The two wires ran along a beam on the side of the wall about ten feet above the floor and out of reach by one standing there. In the ordinary operation of the work at the factory, no one would be exposed to danger from them. The circumstances under which plaintiff received the shock were peculiar. Such a combination of circumstances whereby any one should undertake to measure the distance from the floor to the top of the crane, and in so doing should stand on a temporary railing put up for construction purposes, and so bring himself in contact with the wires, could not in reason be foreseen; nor do we see how the defendant was negligent in not anticipating danger from contact with the wires. The question of guarding these wires is akin to the statutory duty to guard machinery, and it has been held that such duty does not exist when the machinery is so located that danger therefrom could not reasonably be expected. (Glens Falls P. C. Co. v. Travelers’ Ins. Co., 162 N. Y. 399; Wynkoop v. Ludlow Valve Mfg. Co., 196 id. 324; Kimmerle v. Carey Printing Co., 144 App. Div. 714.)
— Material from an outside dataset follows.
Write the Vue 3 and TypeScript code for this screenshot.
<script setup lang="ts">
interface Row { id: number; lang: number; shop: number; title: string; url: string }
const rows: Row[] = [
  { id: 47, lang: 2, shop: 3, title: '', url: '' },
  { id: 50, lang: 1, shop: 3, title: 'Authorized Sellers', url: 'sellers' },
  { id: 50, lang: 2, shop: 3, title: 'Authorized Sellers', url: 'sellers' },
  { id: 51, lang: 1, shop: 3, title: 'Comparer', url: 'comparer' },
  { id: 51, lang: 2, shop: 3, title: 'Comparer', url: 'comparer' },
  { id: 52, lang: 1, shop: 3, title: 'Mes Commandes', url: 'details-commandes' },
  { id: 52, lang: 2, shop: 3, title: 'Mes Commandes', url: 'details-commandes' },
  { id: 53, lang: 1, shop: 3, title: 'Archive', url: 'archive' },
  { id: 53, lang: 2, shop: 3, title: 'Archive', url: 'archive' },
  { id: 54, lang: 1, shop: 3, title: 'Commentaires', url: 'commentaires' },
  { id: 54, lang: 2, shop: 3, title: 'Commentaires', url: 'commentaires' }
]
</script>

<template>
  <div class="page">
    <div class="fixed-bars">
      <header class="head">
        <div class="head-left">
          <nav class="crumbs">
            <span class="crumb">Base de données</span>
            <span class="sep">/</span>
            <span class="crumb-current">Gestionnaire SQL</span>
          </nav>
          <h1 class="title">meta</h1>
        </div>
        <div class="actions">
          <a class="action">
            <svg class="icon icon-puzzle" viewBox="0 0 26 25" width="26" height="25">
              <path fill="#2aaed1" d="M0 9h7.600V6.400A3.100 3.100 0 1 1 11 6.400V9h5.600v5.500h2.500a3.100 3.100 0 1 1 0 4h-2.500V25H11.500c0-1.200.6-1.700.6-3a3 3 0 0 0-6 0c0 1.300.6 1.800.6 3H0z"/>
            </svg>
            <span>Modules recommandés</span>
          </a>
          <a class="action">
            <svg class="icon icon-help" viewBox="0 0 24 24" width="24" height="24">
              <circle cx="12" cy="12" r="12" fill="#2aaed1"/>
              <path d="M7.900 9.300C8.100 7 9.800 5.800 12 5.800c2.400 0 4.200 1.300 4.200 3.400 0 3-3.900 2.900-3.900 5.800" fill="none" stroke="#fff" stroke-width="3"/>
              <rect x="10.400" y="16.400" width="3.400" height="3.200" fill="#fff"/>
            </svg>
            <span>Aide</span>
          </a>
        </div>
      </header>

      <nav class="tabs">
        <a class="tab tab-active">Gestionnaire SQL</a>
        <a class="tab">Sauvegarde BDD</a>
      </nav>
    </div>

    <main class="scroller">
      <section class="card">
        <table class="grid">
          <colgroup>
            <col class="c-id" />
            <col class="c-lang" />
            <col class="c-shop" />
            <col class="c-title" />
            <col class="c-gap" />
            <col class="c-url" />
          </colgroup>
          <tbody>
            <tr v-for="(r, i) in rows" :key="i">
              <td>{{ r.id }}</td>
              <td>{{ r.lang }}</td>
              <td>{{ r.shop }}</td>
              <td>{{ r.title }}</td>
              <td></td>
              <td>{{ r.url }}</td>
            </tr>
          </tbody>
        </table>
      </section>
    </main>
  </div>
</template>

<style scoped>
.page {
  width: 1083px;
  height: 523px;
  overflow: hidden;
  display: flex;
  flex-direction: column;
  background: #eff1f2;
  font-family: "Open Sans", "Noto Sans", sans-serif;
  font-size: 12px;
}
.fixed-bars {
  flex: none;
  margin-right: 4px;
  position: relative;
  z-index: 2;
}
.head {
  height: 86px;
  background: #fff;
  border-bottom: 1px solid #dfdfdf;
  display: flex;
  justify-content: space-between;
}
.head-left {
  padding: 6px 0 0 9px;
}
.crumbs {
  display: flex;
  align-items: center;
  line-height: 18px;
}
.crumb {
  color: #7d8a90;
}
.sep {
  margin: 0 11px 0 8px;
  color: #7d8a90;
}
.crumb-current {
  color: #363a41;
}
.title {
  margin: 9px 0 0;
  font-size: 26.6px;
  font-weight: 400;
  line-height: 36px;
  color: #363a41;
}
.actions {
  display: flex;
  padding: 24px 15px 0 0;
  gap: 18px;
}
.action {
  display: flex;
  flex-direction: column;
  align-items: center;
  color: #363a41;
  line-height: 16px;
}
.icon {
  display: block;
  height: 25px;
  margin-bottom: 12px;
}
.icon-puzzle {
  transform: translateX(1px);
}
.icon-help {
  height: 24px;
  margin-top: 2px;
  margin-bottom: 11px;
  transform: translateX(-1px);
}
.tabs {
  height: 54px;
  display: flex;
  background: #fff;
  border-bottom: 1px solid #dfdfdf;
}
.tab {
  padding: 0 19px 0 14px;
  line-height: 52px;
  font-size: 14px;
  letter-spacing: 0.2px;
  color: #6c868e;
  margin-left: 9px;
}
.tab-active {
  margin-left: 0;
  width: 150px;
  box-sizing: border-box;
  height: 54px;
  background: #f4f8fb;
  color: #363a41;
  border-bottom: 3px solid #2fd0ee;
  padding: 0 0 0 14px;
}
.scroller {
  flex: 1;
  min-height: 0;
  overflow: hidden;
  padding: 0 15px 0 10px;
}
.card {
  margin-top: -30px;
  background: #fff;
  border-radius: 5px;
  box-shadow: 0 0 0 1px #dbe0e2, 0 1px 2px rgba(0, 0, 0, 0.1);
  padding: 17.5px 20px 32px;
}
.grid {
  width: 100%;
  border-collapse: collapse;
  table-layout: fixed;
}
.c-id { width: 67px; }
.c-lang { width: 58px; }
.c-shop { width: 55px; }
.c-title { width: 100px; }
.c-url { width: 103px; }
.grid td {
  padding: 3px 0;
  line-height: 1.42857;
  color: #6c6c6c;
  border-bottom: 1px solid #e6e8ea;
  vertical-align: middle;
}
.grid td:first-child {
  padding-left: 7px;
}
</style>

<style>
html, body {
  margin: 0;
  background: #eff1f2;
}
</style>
As the evidence is that plaintiff did not know of the existence of the live wires, nor see them, the issue of contributory negligence was properly disposed of.
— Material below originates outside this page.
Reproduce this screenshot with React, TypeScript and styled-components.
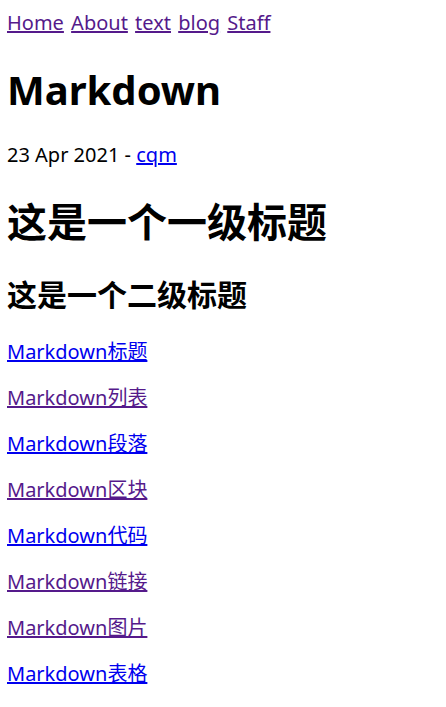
import * as React from "react";
import styled, { createGlobalStyle } from "styled-components";

const GlobalStyle = createGlobalStyle`
  body {
    margin: 9px 8px 8px 7px;
    background: #ffffff;
    color: #000000;
    font-family: "Noto Sans", "Noto Sans CJK SC", sans-serif;
    font-size: 20px;
    line-height: 26px;
  }
`;

const navItems = ["Home", "About", "text", "blog", "Staff"];

const posts = [
  { title: "Markdown标题", visited: false },
  { title: "Markdown列表", visited: true },
  { title: "Markdown段落", visited: false },
  { title: "Markdown区块", visited: true },
  { title: "Markdown代码", visited: false },
  { title: "Markdown链接", visited: true },
  { title: "Markdown图片", visited: true },
  { title: "Markdown表格", visited: false },
];

function App() {
  return (
    <>
      <GlobalStyle />
      <Nav>
        {navItems.map((item, i) => (
          <React.Fragment key={item}>
            {i > 0 && " "}
            <Link href="#" $visited>
              {item}
            </Link>
          </React.Fragment>
        ))}
      </Nav>
      <Title>Markdown</Title>
      <Meta>
        23 Apr 2021 - <Link href="#">cqm</Link>
      </Meta>
      <Heading1>这是一个一级标题</Heading1>
      <Heading2>这是一个二级标题</Heading2>
      {posts.map((post) => (
        <Paragraph key={post.title}>
          <Link href="#" $visited={post.visited}>
            {post.title}
          </Link>
        </Paragraph>
      ))}
    </>
  );
}

const Nav = styled.nav`
  display: block;
  line-height: 28px;
  word-spacing: 2px;
`;

const Link = styled.a<{ $visited?: boolean }>`
  color: ${(props) => (props.$visited ? "#551a8b" : "#0000ee")};
  text-decoration: underline;
`;

const Title = styled.h1`
  font-size: 40px;
  line-height: 53px;
  font-weight: 700;
  margin: 26px 0;
`;

const Meta = styled.p`
  margin: 20px 0;
`;

const Heading1 = styled.h1`
  font-size: 40px;
  line-height: 53px;
  font-weight: 700;
  margin: 26.8px 0;
`;

const Heading2 = styled.h2`
  font-size: 30px;
  line-height: 39.6px;
  font-weight: 700;
  margin: 24.9px 0;
`;

const Paragraph = styled.p`
  margin: 20px 0;
`;

export default App;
The feeling which pervaded the community generally, including both jurors and judges, that business should bear the loss of the injury to human as well as inanimate material which is incidental to its prosecution, without too curious an inquiry into the cause, has found its expression, and satisfaction, in the Workmen’s Compensation Law. The intricate maze of law, both common law and statutes, with its delicate and refined distinctions, which governed the question' of employers’ liability, has in great measure been supplanted by a logical and human system of compensation for injuries. It is unfortunate that plaintiff either did not have or did not seek compensation under that law.
The judgment and order should be reversed and complaint dismissed, with costs.
Present — Jenks, P. J., Mills, Rich, Blackmar and Kelly, JJ.
Judgment and order reversed and complaint unanimously dismissed, with costs.